◆ **THE EXERCISE**
Filter the records below down to lines containing "page".

◆ **DATA RECORDS**
^^^^

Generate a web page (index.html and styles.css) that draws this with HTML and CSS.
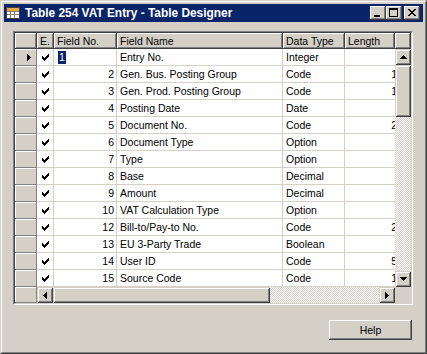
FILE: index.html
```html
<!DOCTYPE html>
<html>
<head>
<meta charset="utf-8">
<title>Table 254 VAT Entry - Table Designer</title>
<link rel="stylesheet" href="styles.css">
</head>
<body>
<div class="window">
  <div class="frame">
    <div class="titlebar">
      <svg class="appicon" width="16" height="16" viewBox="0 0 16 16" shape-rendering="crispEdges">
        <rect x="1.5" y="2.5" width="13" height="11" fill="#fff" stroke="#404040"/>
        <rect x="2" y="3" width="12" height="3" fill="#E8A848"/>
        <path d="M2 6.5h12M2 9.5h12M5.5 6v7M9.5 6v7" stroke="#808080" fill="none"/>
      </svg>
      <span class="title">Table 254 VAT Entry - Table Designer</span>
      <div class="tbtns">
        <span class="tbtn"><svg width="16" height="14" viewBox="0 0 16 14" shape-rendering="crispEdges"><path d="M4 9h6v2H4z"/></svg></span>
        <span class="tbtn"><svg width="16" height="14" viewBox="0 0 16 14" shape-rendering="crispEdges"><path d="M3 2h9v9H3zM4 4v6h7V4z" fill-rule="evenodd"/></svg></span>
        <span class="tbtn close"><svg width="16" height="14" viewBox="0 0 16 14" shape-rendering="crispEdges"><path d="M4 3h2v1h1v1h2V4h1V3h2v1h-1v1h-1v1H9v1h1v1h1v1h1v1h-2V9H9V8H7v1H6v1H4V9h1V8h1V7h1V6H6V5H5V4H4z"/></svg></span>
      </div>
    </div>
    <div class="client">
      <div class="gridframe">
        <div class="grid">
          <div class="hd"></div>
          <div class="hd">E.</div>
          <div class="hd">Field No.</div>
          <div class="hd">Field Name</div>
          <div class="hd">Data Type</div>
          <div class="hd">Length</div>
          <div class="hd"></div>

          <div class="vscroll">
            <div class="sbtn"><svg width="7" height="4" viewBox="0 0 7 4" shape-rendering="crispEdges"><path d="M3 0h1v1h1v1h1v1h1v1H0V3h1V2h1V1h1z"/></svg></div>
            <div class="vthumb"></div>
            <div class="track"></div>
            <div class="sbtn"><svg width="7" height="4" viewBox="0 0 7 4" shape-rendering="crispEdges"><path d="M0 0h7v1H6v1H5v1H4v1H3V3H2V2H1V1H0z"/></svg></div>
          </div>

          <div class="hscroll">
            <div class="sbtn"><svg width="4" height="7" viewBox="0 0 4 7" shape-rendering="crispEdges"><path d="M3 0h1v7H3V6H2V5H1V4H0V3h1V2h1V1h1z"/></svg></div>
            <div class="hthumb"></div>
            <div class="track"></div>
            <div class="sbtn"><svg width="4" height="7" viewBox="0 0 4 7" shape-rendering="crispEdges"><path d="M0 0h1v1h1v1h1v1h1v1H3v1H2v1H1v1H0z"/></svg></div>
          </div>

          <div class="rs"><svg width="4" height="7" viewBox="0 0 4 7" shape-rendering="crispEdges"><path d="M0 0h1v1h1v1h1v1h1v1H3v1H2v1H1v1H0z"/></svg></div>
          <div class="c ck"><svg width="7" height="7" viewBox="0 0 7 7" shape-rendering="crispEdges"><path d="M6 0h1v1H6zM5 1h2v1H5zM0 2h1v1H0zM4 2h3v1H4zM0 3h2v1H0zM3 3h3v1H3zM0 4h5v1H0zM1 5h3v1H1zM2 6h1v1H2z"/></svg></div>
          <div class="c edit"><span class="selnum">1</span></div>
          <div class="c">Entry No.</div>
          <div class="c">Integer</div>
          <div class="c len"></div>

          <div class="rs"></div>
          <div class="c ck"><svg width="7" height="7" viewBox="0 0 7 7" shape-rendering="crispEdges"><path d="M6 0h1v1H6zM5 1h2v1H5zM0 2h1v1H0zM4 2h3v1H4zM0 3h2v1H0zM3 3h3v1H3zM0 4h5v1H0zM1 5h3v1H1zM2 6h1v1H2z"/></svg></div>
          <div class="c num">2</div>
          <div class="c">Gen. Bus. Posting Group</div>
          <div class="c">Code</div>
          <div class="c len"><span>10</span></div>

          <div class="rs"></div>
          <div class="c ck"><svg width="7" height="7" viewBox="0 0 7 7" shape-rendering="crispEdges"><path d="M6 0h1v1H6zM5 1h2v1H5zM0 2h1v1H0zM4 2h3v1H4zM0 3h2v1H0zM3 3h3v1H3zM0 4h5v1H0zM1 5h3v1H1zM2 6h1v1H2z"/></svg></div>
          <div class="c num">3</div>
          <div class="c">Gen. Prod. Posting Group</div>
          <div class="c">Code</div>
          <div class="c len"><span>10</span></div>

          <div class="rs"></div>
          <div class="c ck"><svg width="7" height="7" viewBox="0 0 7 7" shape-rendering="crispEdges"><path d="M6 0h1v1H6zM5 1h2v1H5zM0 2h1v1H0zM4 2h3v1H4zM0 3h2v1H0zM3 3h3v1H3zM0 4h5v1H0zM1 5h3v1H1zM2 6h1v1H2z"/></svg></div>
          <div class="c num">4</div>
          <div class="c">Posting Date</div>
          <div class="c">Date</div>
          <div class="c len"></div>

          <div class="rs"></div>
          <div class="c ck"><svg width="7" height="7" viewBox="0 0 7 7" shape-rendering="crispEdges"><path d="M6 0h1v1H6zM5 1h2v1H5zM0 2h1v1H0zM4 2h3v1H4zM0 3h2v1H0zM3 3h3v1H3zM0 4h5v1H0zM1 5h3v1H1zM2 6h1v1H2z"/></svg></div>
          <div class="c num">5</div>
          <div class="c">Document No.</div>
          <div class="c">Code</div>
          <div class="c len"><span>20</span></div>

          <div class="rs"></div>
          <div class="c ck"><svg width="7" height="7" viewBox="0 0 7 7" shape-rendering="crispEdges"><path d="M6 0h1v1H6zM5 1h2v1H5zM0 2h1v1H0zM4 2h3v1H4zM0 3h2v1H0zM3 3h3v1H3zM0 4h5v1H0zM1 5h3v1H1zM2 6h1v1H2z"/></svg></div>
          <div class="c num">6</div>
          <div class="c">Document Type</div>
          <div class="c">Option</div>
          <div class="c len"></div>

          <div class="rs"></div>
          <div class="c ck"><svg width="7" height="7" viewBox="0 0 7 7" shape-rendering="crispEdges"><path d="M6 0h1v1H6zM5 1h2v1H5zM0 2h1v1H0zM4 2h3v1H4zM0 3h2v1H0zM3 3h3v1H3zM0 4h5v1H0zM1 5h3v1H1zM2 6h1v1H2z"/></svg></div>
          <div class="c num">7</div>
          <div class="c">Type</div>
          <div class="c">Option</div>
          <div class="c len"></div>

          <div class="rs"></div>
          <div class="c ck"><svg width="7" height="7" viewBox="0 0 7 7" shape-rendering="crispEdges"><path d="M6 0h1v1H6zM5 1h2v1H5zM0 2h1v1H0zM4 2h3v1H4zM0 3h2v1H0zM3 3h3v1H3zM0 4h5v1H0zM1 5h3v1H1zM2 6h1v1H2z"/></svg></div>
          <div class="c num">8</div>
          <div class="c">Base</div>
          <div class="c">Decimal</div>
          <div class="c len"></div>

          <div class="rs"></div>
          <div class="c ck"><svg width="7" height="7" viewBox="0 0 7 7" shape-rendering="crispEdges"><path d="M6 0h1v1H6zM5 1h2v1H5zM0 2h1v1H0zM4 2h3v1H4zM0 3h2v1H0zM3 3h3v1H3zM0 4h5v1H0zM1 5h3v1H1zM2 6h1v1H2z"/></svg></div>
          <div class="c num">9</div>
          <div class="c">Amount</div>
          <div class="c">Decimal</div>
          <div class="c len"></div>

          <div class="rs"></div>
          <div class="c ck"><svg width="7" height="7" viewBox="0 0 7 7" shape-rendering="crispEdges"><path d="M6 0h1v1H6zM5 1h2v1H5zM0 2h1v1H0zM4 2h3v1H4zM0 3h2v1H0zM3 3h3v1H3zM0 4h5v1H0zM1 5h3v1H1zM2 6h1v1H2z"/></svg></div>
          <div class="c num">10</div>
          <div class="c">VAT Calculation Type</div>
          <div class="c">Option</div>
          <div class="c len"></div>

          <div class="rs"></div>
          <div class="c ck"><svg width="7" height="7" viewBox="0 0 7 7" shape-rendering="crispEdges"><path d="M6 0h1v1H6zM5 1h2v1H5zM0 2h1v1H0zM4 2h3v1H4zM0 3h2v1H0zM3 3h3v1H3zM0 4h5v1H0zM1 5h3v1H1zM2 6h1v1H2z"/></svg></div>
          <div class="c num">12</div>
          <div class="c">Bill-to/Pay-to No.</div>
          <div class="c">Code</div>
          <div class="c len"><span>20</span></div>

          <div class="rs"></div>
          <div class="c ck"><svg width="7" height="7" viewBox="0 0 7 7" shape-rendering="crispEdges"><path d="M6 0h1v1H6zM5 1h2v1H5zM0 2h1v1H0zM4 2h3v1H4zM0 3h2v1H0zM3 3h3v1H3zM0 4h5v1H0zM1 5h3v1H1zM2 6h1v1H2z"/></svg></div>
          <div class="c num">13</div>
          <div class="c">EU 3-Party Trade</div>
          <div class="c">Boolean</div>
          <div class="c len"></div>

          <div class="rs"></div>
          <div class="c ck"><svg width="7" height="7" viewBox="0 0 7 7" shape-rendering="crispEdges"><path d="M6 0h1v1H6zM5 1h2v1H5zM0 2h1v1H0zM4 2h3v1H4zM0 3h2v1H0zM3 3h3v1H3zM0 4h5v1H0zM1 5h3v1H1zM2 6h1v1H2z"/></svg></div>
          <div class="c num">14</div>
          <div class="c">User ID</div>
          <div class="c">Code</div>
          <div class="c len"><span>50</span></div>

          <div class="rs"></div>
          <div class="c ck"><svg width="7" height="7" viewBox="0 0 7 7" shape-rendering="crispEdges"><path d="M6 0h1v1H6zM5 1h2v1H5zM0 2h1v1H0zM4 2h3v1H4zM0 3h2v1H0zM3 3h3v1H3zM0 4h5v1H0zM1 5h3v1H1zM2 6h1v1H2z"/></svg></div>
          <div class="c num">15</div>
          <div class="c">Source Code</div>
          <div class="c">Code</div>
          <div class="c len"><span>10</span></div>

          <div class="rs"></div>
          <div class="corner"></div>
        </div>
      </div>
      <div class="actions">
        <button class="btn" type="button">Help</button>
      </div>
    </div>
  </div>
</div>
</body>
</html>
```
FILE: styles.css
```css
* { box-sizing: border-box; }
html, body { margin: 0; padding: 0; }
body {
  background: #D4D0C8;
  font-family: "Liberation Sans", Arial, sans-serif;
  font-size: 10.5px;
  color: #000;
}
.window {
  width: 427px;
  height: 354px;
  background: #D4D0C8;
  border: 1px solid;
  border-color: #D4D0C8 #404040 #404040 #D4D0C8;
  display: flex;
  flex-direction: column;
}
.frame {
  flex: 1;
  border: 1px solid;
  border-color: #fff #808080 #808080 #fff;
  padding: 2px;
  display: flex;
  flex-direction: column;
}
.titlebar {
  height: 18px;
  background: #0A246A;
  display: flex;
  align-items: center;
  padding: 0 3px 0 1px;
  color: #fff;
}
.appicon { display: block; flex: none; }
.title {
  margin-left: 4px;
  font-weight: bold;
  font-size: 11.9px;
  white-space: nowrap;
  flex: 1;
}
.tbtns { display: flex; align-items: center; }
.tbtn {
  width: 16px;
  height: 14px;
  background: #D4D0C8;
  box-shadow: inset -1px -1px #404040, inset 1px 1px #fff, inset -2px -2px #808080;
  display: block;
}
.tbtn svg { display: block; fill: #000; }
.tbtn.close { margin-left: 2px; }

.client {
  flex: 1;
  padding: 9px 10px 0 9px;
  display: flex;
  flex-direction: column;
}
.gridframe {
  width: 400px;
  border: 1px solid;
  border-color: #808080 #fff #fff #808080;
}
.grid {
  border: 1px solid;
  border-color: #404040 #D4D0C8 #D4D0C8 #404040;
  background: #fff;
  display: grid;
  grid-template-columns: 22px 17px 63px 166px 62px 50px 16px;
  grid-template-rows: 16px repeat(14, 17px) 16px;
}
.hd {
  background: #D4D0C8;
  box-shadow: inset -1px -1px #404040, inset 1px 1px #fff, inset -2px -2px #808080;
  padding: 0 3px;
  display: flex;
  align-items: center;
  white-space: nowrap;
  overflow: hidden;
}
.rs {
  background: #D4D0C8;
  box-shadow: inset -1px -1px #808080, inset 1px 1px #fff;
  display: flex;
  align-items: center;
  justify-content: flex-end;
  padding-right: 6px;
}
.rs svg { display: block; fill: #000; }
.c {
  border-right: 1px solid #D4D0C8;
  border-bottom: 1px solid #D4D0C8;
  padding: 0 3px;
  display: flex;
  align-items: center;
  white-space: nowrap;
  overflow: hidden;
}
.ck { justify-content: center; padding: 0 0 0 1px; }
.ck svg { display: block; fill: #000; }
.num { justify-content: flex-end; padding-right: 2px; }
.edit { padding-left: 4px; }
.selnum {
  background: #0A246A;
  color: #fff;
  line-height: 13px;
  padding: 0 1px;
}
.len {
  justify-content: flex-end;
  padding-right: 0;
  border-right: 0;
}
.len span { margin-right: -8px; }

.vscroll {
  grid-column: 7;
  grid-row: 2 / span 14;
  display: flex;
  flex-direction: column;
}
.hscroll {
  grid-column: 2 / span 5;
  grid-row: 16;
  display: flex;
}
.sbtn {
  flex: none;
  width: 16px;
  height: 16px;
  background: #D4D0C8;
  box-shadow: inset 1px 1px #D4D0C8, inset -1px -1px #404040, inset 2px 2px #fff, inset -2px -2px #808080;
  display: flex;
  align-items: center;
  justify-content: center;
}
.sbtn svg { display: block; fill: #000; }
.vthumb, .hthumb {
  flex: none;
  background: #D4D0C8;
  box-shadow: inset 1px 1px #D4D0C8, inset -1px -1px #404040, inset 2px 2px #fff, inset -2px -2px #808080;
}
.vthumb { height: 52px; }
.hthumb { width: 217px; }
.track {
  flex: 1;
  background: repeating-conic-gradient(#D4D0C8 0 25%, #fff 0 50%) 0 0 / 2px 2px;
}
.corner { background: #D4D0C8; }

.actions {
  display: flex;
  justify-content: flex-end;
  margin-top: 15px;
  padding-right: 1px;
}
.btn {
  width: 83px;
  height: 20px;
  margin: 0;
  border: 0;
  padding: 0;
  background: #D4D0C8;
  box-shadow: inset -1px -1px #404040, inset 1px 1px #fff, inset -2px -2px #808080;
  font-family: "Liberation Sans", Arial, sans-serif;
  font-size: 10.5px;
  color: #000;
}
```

^^^^

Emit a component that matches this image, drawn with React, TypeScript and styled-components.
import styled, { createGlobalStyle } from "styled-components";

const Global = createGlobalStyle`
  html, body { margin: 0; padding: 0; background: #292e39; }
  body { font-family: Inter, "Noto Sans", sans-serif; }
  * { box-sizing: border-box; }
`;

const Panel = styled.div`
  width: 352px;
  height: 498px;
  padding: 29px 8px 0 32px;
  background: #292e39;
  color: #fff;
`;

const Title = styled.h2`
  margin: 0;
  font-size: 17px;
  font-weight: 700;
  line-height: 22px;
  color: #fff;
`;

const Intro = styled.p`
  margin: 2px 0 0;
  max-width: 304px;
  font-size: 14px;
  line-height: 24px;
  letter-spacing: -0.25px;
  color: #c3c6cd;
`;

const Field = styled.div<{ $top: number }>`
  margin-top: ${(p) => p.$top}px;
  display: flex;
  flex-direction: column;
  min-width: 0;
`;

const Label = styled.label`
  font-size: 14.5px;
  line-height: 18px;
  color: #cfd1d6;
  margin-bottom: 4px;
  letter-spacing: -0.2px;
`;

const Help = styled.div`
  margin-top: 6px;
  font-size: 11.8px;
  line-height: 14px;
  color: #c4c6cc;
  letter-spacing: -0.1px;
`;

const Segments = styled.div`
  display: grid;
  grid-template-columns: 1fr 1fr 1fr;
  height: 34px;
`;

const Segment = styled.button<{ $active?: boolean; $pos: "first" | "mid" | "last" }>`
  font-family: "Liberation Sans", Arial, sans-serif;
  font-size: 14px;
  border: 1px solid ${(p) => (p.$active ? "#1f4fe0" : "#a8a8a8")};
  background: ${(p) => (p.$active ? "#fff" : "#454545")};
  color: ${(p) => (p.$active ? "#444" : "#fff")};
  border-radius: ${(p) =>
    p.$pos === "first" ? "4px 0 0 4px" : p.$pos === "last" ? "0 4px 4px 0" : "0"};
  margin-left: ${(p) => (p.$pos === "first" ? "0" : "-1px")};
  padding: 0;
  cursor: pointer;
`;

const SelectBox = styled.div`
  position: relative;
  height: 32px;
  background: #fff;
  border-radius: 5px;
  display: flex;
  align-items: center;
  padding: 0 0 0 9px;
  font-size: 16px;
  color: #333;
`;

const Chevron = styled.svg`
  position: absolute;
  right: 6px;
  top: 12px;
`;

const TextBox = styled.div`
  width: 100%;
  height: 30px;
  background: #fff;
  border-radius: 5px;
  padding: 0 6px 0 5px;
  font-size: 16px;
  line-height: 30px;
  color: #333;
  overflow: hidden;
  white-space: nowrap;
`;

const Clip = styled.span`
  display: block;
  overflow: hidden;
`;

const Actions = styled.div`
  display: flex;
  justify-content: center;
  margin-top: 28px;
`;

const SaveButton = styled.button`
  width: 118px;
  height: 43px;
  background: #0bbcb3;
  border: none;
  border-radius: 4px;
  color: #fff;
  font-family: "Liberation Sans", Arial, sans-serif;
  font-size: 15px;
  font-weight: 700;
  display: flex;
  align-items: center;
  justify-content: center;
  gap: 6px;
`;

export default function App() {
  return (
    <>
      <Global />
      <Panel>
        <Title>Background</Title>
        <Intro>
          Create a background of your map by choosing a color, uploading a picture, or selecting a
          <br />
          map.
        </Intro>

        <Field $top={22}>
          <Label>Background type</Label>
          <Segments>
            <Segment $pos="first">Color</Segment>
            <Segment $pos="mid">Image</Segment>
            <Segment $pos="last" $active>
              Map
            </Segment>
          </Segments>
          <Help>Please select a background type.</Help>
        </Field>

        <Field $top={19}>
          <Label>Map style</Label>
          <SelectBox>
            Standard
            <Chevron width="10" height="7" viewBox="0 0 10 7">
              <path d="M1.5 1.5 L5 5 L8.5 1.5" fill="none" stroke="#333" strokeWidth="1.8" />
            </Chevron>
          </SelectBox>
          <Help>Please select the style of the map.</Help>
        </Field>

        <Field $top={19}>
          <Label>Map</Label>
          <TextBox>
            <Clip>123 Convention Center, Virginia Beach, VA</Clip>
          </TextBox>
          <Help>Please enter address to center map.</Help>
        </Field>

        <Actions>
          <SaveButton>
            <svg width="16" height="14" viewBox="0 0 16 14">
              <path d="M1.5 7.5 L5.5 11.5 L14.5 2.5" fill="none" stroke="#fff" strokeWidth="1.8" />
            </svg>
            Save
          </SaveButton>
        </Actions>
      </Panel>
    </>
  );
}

^^^^

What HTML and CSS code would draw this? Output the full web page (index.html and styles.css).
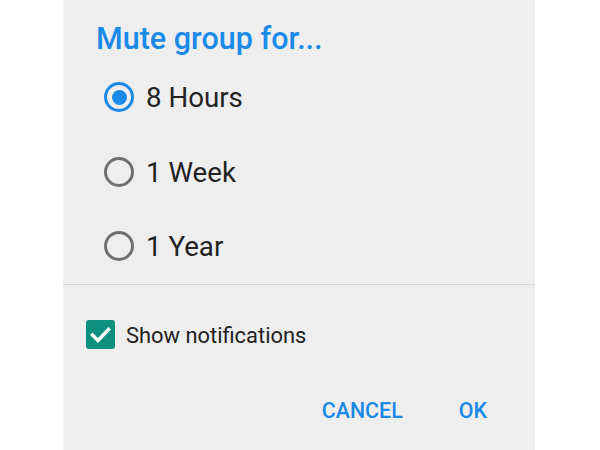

^^^^

◆ **EXERCISE OUTPUT**
Generate a web page (index.html and styles.css) that draws this with HTML and CSS.
What HTML and CSS code would draw this? Output the full web page (index.html and styles.css).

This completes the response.